India has a complicated relationship with China. It purchases more goods from China than from any other country, Abrahms says. The two countries, however, also have outstanding and sometimes active territorial disputes.

“So, the hope from American officials is that increasingly we can move India into the American sphere essentially, that if there is a war with China, India can be counted on as an ally,” Abrahms says.

A lot of concrete objectives of the trip, he says, aimed at enhancing defense ties between India and the U.S. India has purchased expensive drones and is teaming up with General Electric to develop engines for Indian fighter jets.

“India is already in what’s called ‘the quad,’ which is made up of the United States, India, Japan and Australia,” Abrahms says, “and to a large extent, the goal is to contain China.”

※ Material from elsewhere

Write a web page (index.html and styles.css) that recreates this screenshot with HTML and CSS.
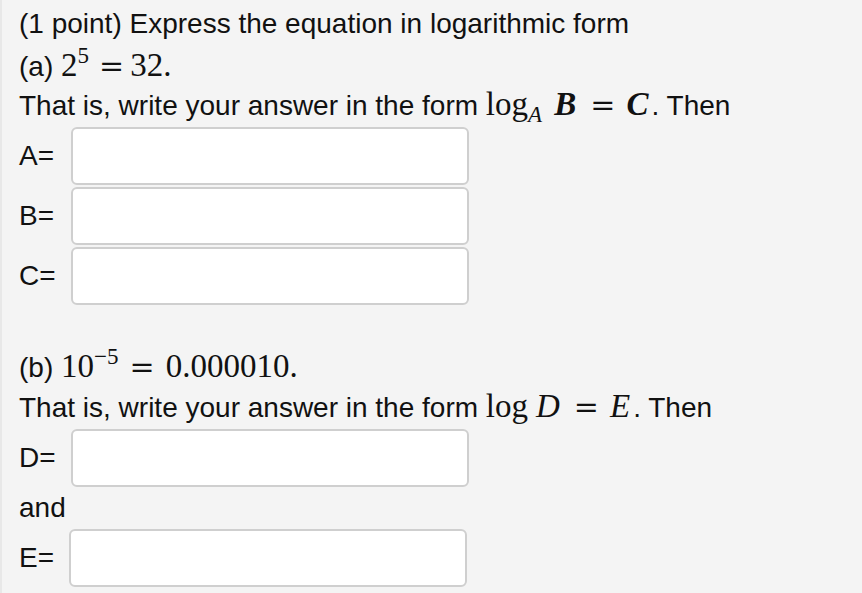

Another goal is to move India away from Russia and wean it off Russian weapons. The war in Ukraine reinforces the perception that U.S. weapons are superior to Russian, Abrahms says.

India has been heavily criticized for not taking a stronger stance on the war in Ukraine and maintaining trade relations with Russia.

“Prime Minister Modi says that he is pro-peace, and I share that view,” Abrahms says. “A lot of sort of hotheads in the West, who want regime change and Moscow and I don’t really partake in that kind of advocacy.” 

India is hesitant about getting overly involved in great power competition, he says, to avoid going to war with either Russia or China, while maintaining strong relations with the West.

A large part of Modi’s visit was also focused on increasing business ties, taking into account that India is presumed to become the third largest economy in the world.

However, Abrahms believes, there was another domestic political component to Biden reaching out and welcoming Modi so visibly. Indian Americans constitute one of the biggest minority groups in the U.S.

“They tend to exercise their vote disproportionately more than some other groups,” Abrahms says, meaning the upcoming 2024 presidential election.